Por Coloso de Rodas
Al concluir su ilustre carrera, Jacques Derrida se apartó de la deconstrucción, adentrándose en una teoría compensatoria del sueño metafísico, donde la esencia de la filosofía se despliega en los textos, superando las imágenes. En una trayectoria paralela, Sigmund Freud, décadas antes, ya había comenzado a explorar los misterios oníricos e inmunológicos que se entrelazan en la trama de la cultura y la civilización.
De acuerdo con Binswanger en su obra Sueño y Existencia, el sueño no solo sirve como un depositario de significados ocultos del ser humano —los fenómenos reprimidos—, sino también como un medio para desvelar la libertad originaria del individuo a través de trágicas y a veces acrobáticas claves. En este sentido, el sueño se convierte en una suerte de autorrealización, permitiendo que la singularidad del ser humano emerja desde lo más profundo de su existencia. Mientras el acto de dormir simula la muerte y la niega, el sueño —en particular el sueño de la muerte— revela una verdad fundamental: la muerte es el significado absoluto del sueño.
En su obra tardía, que rara vez se menciona y que, sin embargo, ofrece una rica reflexión sobre la evolución cultural, Freud aborda dos problemáticas que, a primera vista, parecen separadas, pero que en realidad son antitéticas: el anhelo humano por una evolución cultural y el deseo de evolución individual. En su ensayo de 1930, El malestar en la cultura, Freud nos deja una frase enigmática: «El hombre ha llegado a ser un dios de prótesis».
A partir de ese momento, sin abordarlo de forma explícita, Freud se enfrenta a un fenómeno cultural inesperado: el deseo humano por una «inmunidad cultural» también se manifiesta en los sueños, pero no de manera reprimida. Las categorías del «inconsciente» y la «libido», que fueron pilares en sus primeros trabajos, comienzan a desdibujarse en el contenido psicoanalítico de su etapa tardía.
El psicoanálisis, de manera trágica, se ve superado por una perspectiva inmunológica de la cultura. En uno de sus últimos ensayos, El porvenir de una ilusión (1927), Freud sostiene: «La libertad individual no es un bien de la cultura».

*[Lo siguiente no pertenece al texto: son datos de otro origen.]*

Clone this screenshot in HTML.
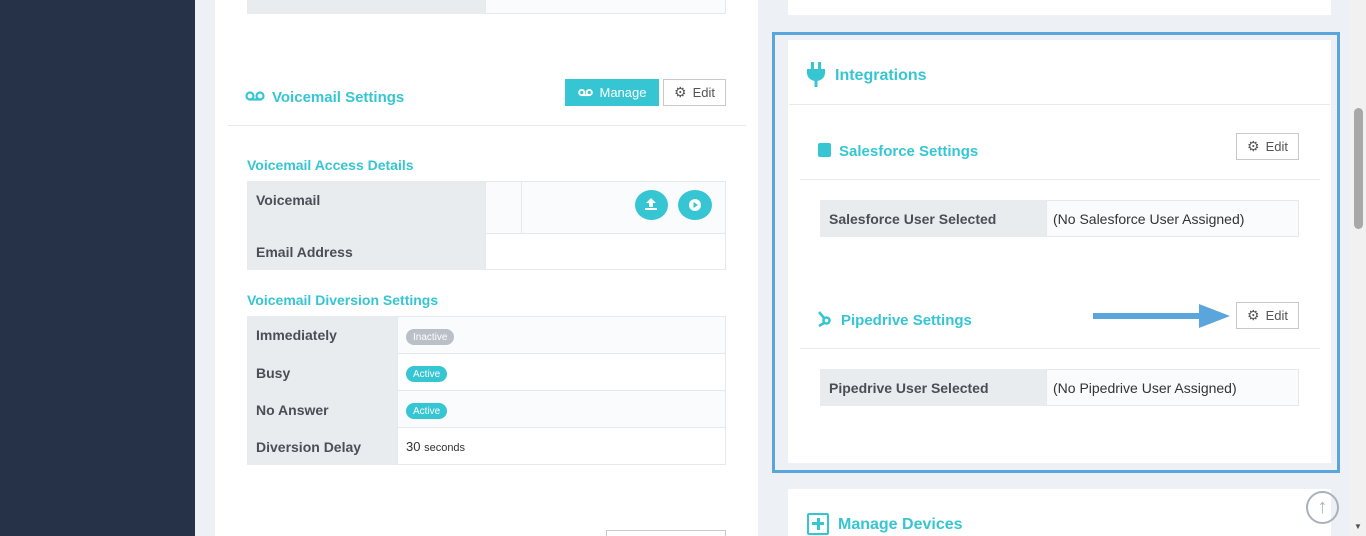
<!DOCTYPE html>
<html style="overflow:hidden;height:536px"><head><style>
*{box-sizing:border-box;margin:0;padding:0}
body{width:1366px;height:536px;overflow:hidden;background:#edf0f5;font-family:"Liberation Sans",sans-serif;position:relative}
.a{position:absolute}
.t{color:#36c6d3;font-weight:bold}
.lbl{background:#e9ecef;color:#4a4f55;font-weight:bold;font-size:14px}
.val{background:#fafbfc;border:1px solid #e6e9ec;font-size:13px;color:#333}
.btn{border:1px solid #c8c8c8;background:#fff;color:#555;font-size:13px;display:flex;align-items:center;justify-content:center;gap:6px}
.badge{position:absolute;height:16px;border-radius:8px;color:#fff;font-size:10px;line-height:17px;padding:0 7px}
.hr{position:absolute;height:1px;background:#e8eaed}
</style></head><body>
<div class="a" style="left:0;top:0;width:195px;height:536px;background:#253247"></div>
<div class="a" style="left:215px;top:0;width:543px;height:536px;background:#fff"></div>
<div class="a lbl" style="left:247px;top:0;width:238px;height:14px"></div>
<div class="a val" style="left:485px;top:-1px;width:241px;height:15px"></div>

<svg class="a" style="left:245px;top:90px" width="20" height="12" viewBox="0 0 20 12"><circle cx="5" cy="6" r="3.5" fill="none" stroke="#36c6d3" stroke-width="2.2"/><circle cx="15" cy="6" r="3.5" fill="none" stroke="#36c6d3" stroke-width="2.2"/><line x1="5" y1="9.5" x2="15" y2="9.5" stroke="#36c6d3" stroke-width="2.2"/></svg>
<div class="a t" style="left:272px;top:89px;font-size:15px">Voicemail Settings</div>
<div class="a" style="left:565px;top:79px;width:94px;height:27px;background:#36c6d3;color:#fff;font-size:13px;display:flex;align-items:center;justify-content:center;gap:7px"><svg width="15" height="9" viewBox="0 0 20 12"><circle cx="5" cy="6" r="3.5" fill="none" stroke="#fff" stroke-width="2.5"/><circle cx="15" cy="6" r="3.5" fill="none" stroke="#fff" stroke-width="2.5"/><line x1="5" y1="9.5" x2="15" y2="9.5" stroke="#fff" stroke-width="2.5"/></svg>Manage</div>
<div class="a btn" style="left:663px;top:79px;width:63px;height:27px"><span style="font-size:14px;color:#555">⚙</span>Edit</div>
<div class="hr" style="left:228px;top:125px;width:518px"></div>

<div class="a t" style="left:247px;top:157px;font-size:14px">Voicemail Access Details</div>
<div class="a lbl" style="left:247px;top:181px;width:238px;height:89px"></div>
<div class="a" style="left:256px;top:192px;font-size:14px;font-weight:bold;color:#4a4f55">Voicemail</div>
<div class="a" style="left:256px;top:244px;font-size:14px;font-weight:bold;color:#4a4f55">Email Address</div>
<div class="a val" style="left:485px;top:181px;width:37px;height:53px"></div>
<div class="a val" style="left:521px;top:181px;width:205px;height:53px"></div>
<div class="a val" style="left:485px;top:233px;width:241px;height:37px;background:#fff"></div>
<div class="a" style="left:635px;top:190px;width:33px;height:30px;border-radius:50%;background:#36c6d3"></div>
<svg class="a" style="left:644px;top:197px" width="14" height="14" viewBox="0 0 14 14"><path d="M7 1 L12 6 H9 V10 H5 V6 H2Z" fill="#fff"/><rect x="1" y="11" width="12" height="2" fill="#fff"/></svg>
<div class="a" style="left:678px;top:190px;width:34px;height:30px;border-radius:50%;background:#36c6d3"></div>
<svg class="a" style="left:688px;top:198px" width="14" height="14" viewBox="0 0 14 14"><circle cx="7" cy="7" r="6" fill="#fff"/><path d="M5.5 4 L10 7 L5.5 10Z" fill="#36c6d3"/></svg>

<div class="a t" style="left:247px;top:292px;font-size:14px">Voicemail Diversion Settings</div>
<div class="a lbl" style="left:247px;top:316px;width:151px;height:149px"></div>
<div class="a val" style="left:397px;top:316px;width:329px;height:38px"></div>
<div class="a val" style="left:397px;top:353px;width:329px;height:38px;background:#fff"></div>
<div class="a val" style="left:397px;top:390px;width:329px;height:38px"></div>
<div class="a val" style="left:397px;top:427px;width:329px;height:38px;background:#fff"></div>
<div class="a" style="left:256px;top:327px;font-size:14px;font-weight:bold;color:#4a4f55">Immediately</div>
<div class="a" style="left:256px;top:365px;font-size:14px;font-weight:bold;color:#4a4f55">Busy</div>
<div class="a" style="left:256px;top:402px;font-size:14px;font-weight:bold;color:#4a4f55">No Answer</div>
<div class="a" style="left:256px;top:439px;font-size:14px;font-weight:bold;color:#4a4f55">Diversion Delay</div>
<div class="badge" style="left:406px;top:329px;background:#bac0c7">Inactive</div>
<div class="badge" style="left:406px;top:366px;background:#36c6d3">Active</div>
<div class="badge" style="left:406px;top:403px;background:#36c6d3">Active</div>
<div class="a" style="left:406px;top:439px;font-size:13px;color:#333">30 <span style="font-size:11px">seconds</span></div>
<div class="a" style="left:606px;top:530px;width:120px;height:6px;border:1px solid #c8c8c8;border-bottom:none"></div>

<div class="a" style="left:788px;top:0;width:543px;height:15px;background:#fff"></div>
<div class="a" style="left:772px;top:32px;width:568px;height:441px;border:3px solid #5aa5dc;background:#edf0f5"></div>
<div class="a" style="left:788px;top:40px;width:543px;height:423px;background:#fff"></div>
<svg class="a" style="left:806px;top:61px" width="20" height="27" viewBox="0 0 20 27"><rect x="5" y="1" width="3" height="8" fill="#36c6d3"/><rect x="12" y="1" width="3" height="8" fill="#36c6d3"/><path d="M1 8 H19 V12 A9 8 0 0 1 1 12Z" fill="#36c6d3"/><rect x="8.5" y="18" width="3" height="8" fill="#36c6d3"/></svg>
<div class="a t" style="left:835px;top:67px;font-size:16px">Integrations</div>
<div class="hr" style="left:789px;top:104px;width:541px"></div>

<div class="a" style="left:818px;top:143px;width:13px;height:14px;border-radius:2px;background:#36c6d3"></div>
<div class="a t" style="left:839px;top:143px;font-size:15px">Salesforce Settings</div>
<div class="a btn" style="left:1236px;top:133px;width:63px;height:27px"><span style="font-size:14px">⚙</span>Edit</div>
<div class="hr" style="left:800px;top:179px;width:520px"></div>
<div class="a lbl" style="left:820px;top:200px;width:226px;height:37px;padding:11px 9px">Salesforce User Selected</div>
<div class="a val" style="left:1046px;top:200px;width:253px;height:37px;padding:10px 6px;font-size:14px">(No Salesforce User Assigned)</div>

<svg class="a" style="left:817px;top:310px" width="16" height="18" viewBox="0 0 16 18"><g fill="none" stroke="#36c6d3" stroke-width="2.6"><circle cx="9.5" cy="10.5" r="3"/><line x1="2" y1="2" x2="7" y2="8"/><line x1="2" y1="16" x2="7" y2="13"/></g></svg>
<div class="a t" style="left:841px;top:312px;font-size:15px">Pipedrive Settings</div>
<svg class="a" style="left:1093px;top:304px" width="137" height="24" viewBox="0 0 137 24"><rect x="0" y="9" width="110" height="6" fill="#5aa5dc"/><path d="M106 0 L137 12 L106 24Z" fill="#5aa5dc"/></svg>
<div class="a btn" style="left:1236px;top:302px;width:63px;height:27px"><span style="font-size:14px">⚙</span>Edit</div>
<div class="hr" style="left:800px;top:348px;width:520px"></div>
<div class="a lbl" style="left:820px;top:369px;width:226px;height:37px;padding:11px 9px">Pipedrive User Selected</div>
<div class="a val" style="left:1046px;top:369px;width:253px;height:37px;padding:10px 6px;font-size:14px">(No Pipedrive User Assigned)</div>

<div class="a" style="left:788px;top:489px;width:543px;height:47px;background:#fff"></div>
<div class="a" style="left:807px;top:513px;width:22px;height:22px;border:2.5px solid #36c6d3;border-radius:2px"></div>
<div class="a" style="left:812px;top:522px;width:12px;height:3px;background:#36c6d3"></div>
<div class="a" style="left:816.5px;top:518px;width:3px;height:12px;background:#36c6d3"></div>
<div class="a t" style="left:838px;top:516px;font-size:16px">Manage Devices</div>
<div class="a" style="left:1306px;top:491px;width:33px;height:33px;border:2px solid #a9b1bb;border-radius:50%;color:#a9b1bb;font-size:20px;text-align:center;line-height:29px">↑</div>

<div class="a" style="left:1350px;top:0;width:16px;height:536px;background:#f1f1f1"></div>
<div class="a" style="left:1354px;top:108px;width:9px;height:121px;border-radius:5px;background:#a8a8a8"></div>
<div class="a" style="left:1354px;top:522px;font-size:8px;color:#505050">▼</div>
</body></html>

Este planteamiento, solo comprensible en el marco de una visión inmunológica de la cultura, revela un giro casi radical en su pensamiento. A diferencia de sus seguidores, Freud se aleja del enfoque psicoanalítico tradicional, reemplazando las muletas del inconsciente con el arte dramático de un funámbulo. Aquí se libera un Freud que parece adoptar un estilo nietzscheano, donde la espiritualidad, la ilusión y el sueño relacionado con la religión emergen como temas centrales. Con claridad y precisión, escribe:
«No creemos poder caracterizar la cultura mejor que al considerar su valoración y culto a las actividades psíquicas superiores, las producciones intelectuales, científicas y artísticas, y la función directriz que otorgan a las ideas en la vida humana. Entre estas actividades, los sistemas religiosos ocupan un lugar preeminente, cuya compleja estructura intenté esclarecer en otro momento.»
Freud se encuentra en un combate interno, luchando contra las corrientes individualistas predominantes, tratando de equilibrar el «egoísmo de la felicidad individual» con los «intereses inmunes culturales» de la comunidad. Estas reflexiones, si bien podrían considerarse superfluas, adquieren relevancia ante el riesgo de que el texto freudiano haya sido manipulado y malinterpretado por las corrientes del psicoanálisis clásico.
La frase que desencadenó la neurosis entre sus discípulos —«Así, pues, el primer requisito cultural es el de la justicia»— evoca la inmunidad. Desde ese momento y hasta su muerte, Freud no volverá a mencionar el «inconsciente individual» ni la teoría de los «sueños reprimidos» en su práctica psicoanalítica. Para Freud, Dios no ha muerto, pero el psicoanálisis, indudablemente, ha llegado a su fin.
Paradójicamente, el onirólogo de Playa Albina, un freudiano tardío y un oculto alumno de Derrida, nos ofrece en sus «cajitas de ficción» textos transformados en imágenes. Un análisis profundo de su obra, Vilis, revela un espacio astral de escritura del cual García Vega no tenía plena conciencia en su traducción de sueños inmunológicos. Con Vega, llegamos a un punto donde el abandono de la literatura se convierte en la fase final de un proceso inevitable.